• [Direction] Repeat the data word for word. Do not include the pictures.

Rows from a dataset of pages and code:
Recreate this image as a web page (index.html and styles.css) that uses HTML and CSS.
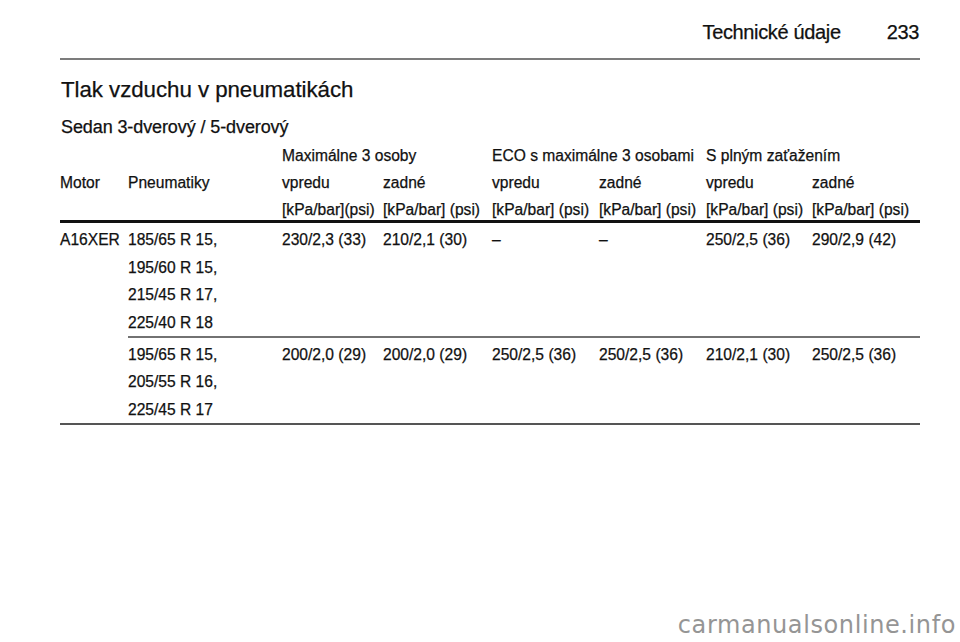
FILE: index.html
```html
<!DOCTYPE html>
<html lang="sk">
<head>
<meta charset="utf-8">
<title>Technické údaje 233</title>
<link rel="stylesheet" href="styles.css">
</head>
<body>
<div class="page">
  <header class="page-head">
    <span class="chapter">Technické údaje</span>
    <span class="pageno">233</span>
  </header>
  <h1 class="title">Tlak vzduchu v pneumatikách</h1>
  <h2 class="subtitle">Sedan 3-dverový / 5-dverový</h2>
  <table class="tyres">
    <colgroup>
      <col class="c-motor"><col class="c-tyre"><col class="c-a"><col class="c-b"><col class="c-c"><col class="c-d"><col class="c-e"><col class="c-f">
    </colgroup>
    <thead>
      <tr class="h1">
        <th></th><th></th>
        <th colspan="2">Maximálne 3 osoby</th>
        <th colspan="2">ECO s maximálne 3 osobami</th>
        <th colspan="2">S plným zaťažením</th>
      </tr>
      <tr class="h2">
        <th>Motor</th><th>Pneumatiky</th>
        <th>vpredu</th><th>zadné</th>
        <th>vpredu</th><th>zadné</th>
        <th>vpredu</th><th>zadné</th>
      </tr>
      <tr class="h3">
        <th></th><th></th>
        <th>[kPa/bar](psi)</th><th>[kPa/bar] (psi)</th>
        <th>[kPa/bar] (psi)</th><th>[kPa/bar] (psi)</th>
        <th>[kPa/bar] (psi)</th><th>[kPa/bar] (psi)</th>
      </tr>
    </thead>
    <tbody>
      <tr class="g1">
        <td class="motor" rowspan="2">A16XER</td>
        <td><div>185/65 R 15,</div><div>195/60 R 15,</div><div>215/45 R 17,</div><div>225/40 R 18</div></td>
        <td>230/2,3 (33)</td><td>210/2,1 (30)</td>
        <td>–</td><td>–</td>
        <td>250/2,5 (36)</td><td>290/2,9 (42)</td>
      </tr>
      <tr class="g2">
        <td><div>195/65 R 15,</div><div>205/55 R 16,</div><div>225/45 R 17</div></td>
        <td>200/2,0 (29)</td><td>200/2,0 (29)</td>
        <td>250/2,5 (36)</td><td>250/2,5 (36)</td>
        <td>210/2,1 (30)</td><td>250/2,5 (36)</td>
      </tr>
    </tbody>
  </table>
</div>
<div class="watermark">carmanualsonline.info</div>
</body>
</html>
```

FILE: styles.css
```css
html, body {
  margin: 0;
  padding: 0;
  background: #ffffff;
}

body {
  width: 960px;
  height: 642px;
  position: relative;
  overflow: hidden;
  font-family: "Liberation Sans", Arial, Helvetica, sans-serif;
  color: #111111;
}

.page {
  padding: 0 40px 0 60px;
  -webkit-text-stroke: 0.25px #111111;
}

.page-head {
  display: flex;
  justify-content: flex-end;
  gap: 46px;
  padding: 20px 1px 14px 0;
  font-size: 20px;
  line-height: 24px;
  letter-spacing: -0.35px;
  border-bottom: 2px solid #7c7c7c;
}

.title {
  margin: 17px 0 0 1px;
  font-size: 22.3px;
  line-height: 26px;
  font-weight: normal;
  letter-spacing: -0.05px;
}

.subtitle {
  margin: 13px 0 0 1px;
  font-size: 18px;
  line-height: 22px;
  font-weight: normal;
  letter-spacing: -0.1px;
}

.tyres {
  margin-top: 4px;
  width: 860px;
  border-collapse: collapse;
  table-layout: fixed;
  font-size: 15.6px;
  white-space: nowrap;
}

.c-motor { width: 68px; }
.c-tyre { width: 154px; }
.c-a { width: 101px; }
.c-b { width: 109px; }
.c-c { width: 107px; }
.c-d { width: 107px; }
.c-e { width: 106px; }
.c-f { width: 108px; }

.tyres th {
  padding: 0;
  text-align: left;
  font-weight: normal;
  line-height: 27px;
  height: 27px;
  vertical-align: top;
  overflow: visible;
}

.tyres .h3 th {
  padding-top: 3px;
  line-height: 21px;
  height: 21px;
  border-bottom: 3px solid #111111;
}

.tyres td {
  padding: 0;
  line-height: 27.5px;
  vertical-align: top;
  overflow: visible;
}

.tyres .g1 td {
  padding-top: 3px;
  border-bottom: 2px solid #727272;
}

.tyres .g1 td.motor {
  border-bottom: 2px solid #555555;
}

.tyres .g2 td {
  padding-top: 2.5px;
  padding-bottom: 0;
  border-bottom: 2px solid #555555;
}

.watermark {
  position: absolute;
  right: 4px;
  top: 610px;
  font-family: "DejaVu Sans", "Liberation Sans", sans-serif;
  font-size: 24px;
  line-height: 30px;
  letter-spacing: 0.6px;
  color: #959595;
}
```
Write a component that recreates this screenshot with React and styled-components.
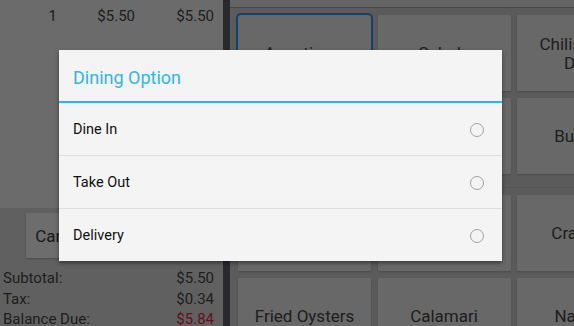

• [Response to this exercise]
Recreate this image as a web page (index.html and styles.css) that uses HTML and CSS.
FILE: index.html
```html
<!DOCTYPE html>
<html lang="sk">
<head>
<meta charset="utf-8">
<title>Technické údaje 233</title>
<link rel="stylesheet" href="styles.css">
</head>
<body>
<div class="page">
  <header class="page-head">
    <span class="chapter">Technické údaje</span>
    <span class="pageno">233</span>
  </header>
  <h1 class="title">Tlak vzduchu v pneumatikách</h1>
  <h2 class="subtitle">Sedan 3-dverový / 5-dverový</h2>
  <table class="tyres">
    <colgroup>
      <col class="c-motor"><col class="c-tyre"><col class="c-a"><col class="c-b"><col class="c-c"><col class="c-d"><col class="c-e"><col class="c-f">
    </colgroup>
    <thead>
      <tr class="h1">
        <th></th><th></th>
        <th colspan="2">Maximálne 3 osoby</th>
        <th colspan="2">ECO s maximálne 3 osobami</th>
        <th colspan="2">S plným zaťažením</th>
      </tr>
      <tr class="h2">
        <th>Motor</th><th>Pneumatiky</th>
        <th>vpredu</th><th>zadné</th>
        <th>vpredu</th><th>zadné</th>
        <th>vpredu</th><th>zadné</th>
      </tr>
      <tr class="h3">
        <th></th><th></th>
        <th>[kPa/bar](psi)</th><th>[kPa/bar] (psi)</th>
        <th>[kPa/bar] (psi)</th><th>[kPa/bar] (psi)</th>
        <th>[kPa/bar] (psi)</th><th>[kPa/bar] (psi)</th>
      </tr>
    </thead>
    <tbody>
      <tr class="g1">
        <td class="motor" rowspan="2">A16XER</td>
        <td><div>185/65 R 15,</div><div>195/60 R 15,</div><div>215/45 R 17,</div><div>225/40 R 18</div></td>
        <td>230/2,3 (33)</td><td>210/2,1 (30)</td>
        <td>–</td><td>–</td>
        <td>250/2,5 (36)</td><td>290/2,9 (42)</td>
      </tr>
      <tr class="g2">
        <td><div>195/65 R 15,</div><div>205/55 R 16,</div><div>225/45 R 17</div></td>
        <td>200/2,0 (29)</td><td>200/2,0 (29)</td>
        <td>250/2,5 (36)</td><td>250/2,5 (36)</td>
        <td>210/2,1 (30)</td><td>250/2,5 (36)</td>
      </tr>
    </tbody>
  </table>
</div>
<div class="watermark">carmanualsonline.info</div>
</body>
</html>
```

FILE: styles.css
```css
html, body {
  margin: 0;
  padding: 0;
  background: #ffffff;
}

body {
  width: 960px;
  height: 642px;
  position: relative;
  overflow: hidden;
  font-family: "Liberation Sans", Arial, Helvetica, sans-serif;
  color: #111111;
}

.page {
  padding: 0 40px 0 60px;
  -webkit-text-stroke: 0.25px #111111;
}

.page-head {
  display: flex;
  justify-content: flex-end;
  gap: 46px;
  padding: 20px 1px 14px 0;
  font-size: 20px;
  line-height: 24px;
  letter-spacing: -0.35px;
  border-bottom: 2px solid #7c7c7c;
}

.title {
  margin: 17px 0 0 1px;
  font-size: 22.3px;
  line-height: 26px;
  font-weight: normal;
  letter-spacing: -0.05px;
}

.subtitle {
  margin: 13px 0 0 1px;
  font-size: 18px;
  line-height: 22px;
  font-weight: normal;
  letter-spacing: -0.1px;
}

.tyres {
  margin-top: 4px;
  width: 860px;
  border-collapse: collapse;
  table-layout: fixed;
  font-size: 15.6px;
  white-space: nowrap;
}

.c-motor { width: 68px; }
.c-tyre { width: 154px; }
.c-a { width: 101px; }
.c-b { width: 109px; }
.c-c { width: 107px; }
.c-d { width: 107px; }
.c-e { width: 106px; }
.c-f { width: 108px; }

.tyres th {
  padding: 0;
  text-align: left;
  font-weight: normal;
  line-height: 27px;
  height: 27px;
  vertical-align: top;
  overflow: visible;
}

.tyres .h3 th {
  padding-top: 3px;
  line-height: 21px;
  height: 21px;
  border-bottom: 3px solid #111111;
}

.tyres td {
  padding: 0;
  line-height: 27.5px;
  vertical-align: top;
  overflow: visible;
}

.tyres .g1 td {
  padding-top: 3px;
  border-bottom: 2px solid #727272;
}

.tyres .g1 td.motor {
  border-bottom: 2px solid #555555;
}

.tyres .g2 td {
  padding-top: 2.5px;
  padding-bottom: 0;
  border-bottom: 2px solid #555555;
}

.watermark {
  position: absolute;
  right: 4px;
  top: 610px;
  font-family: "DejaVu Sans", "Liberation Sans", sans-serif;
  font-size: 24px;
  line-height: 30px;
  letter-spacing: 0.6px;
  color: #959595;
}
```
Write a component that recreates this screenshot with React and styled-components.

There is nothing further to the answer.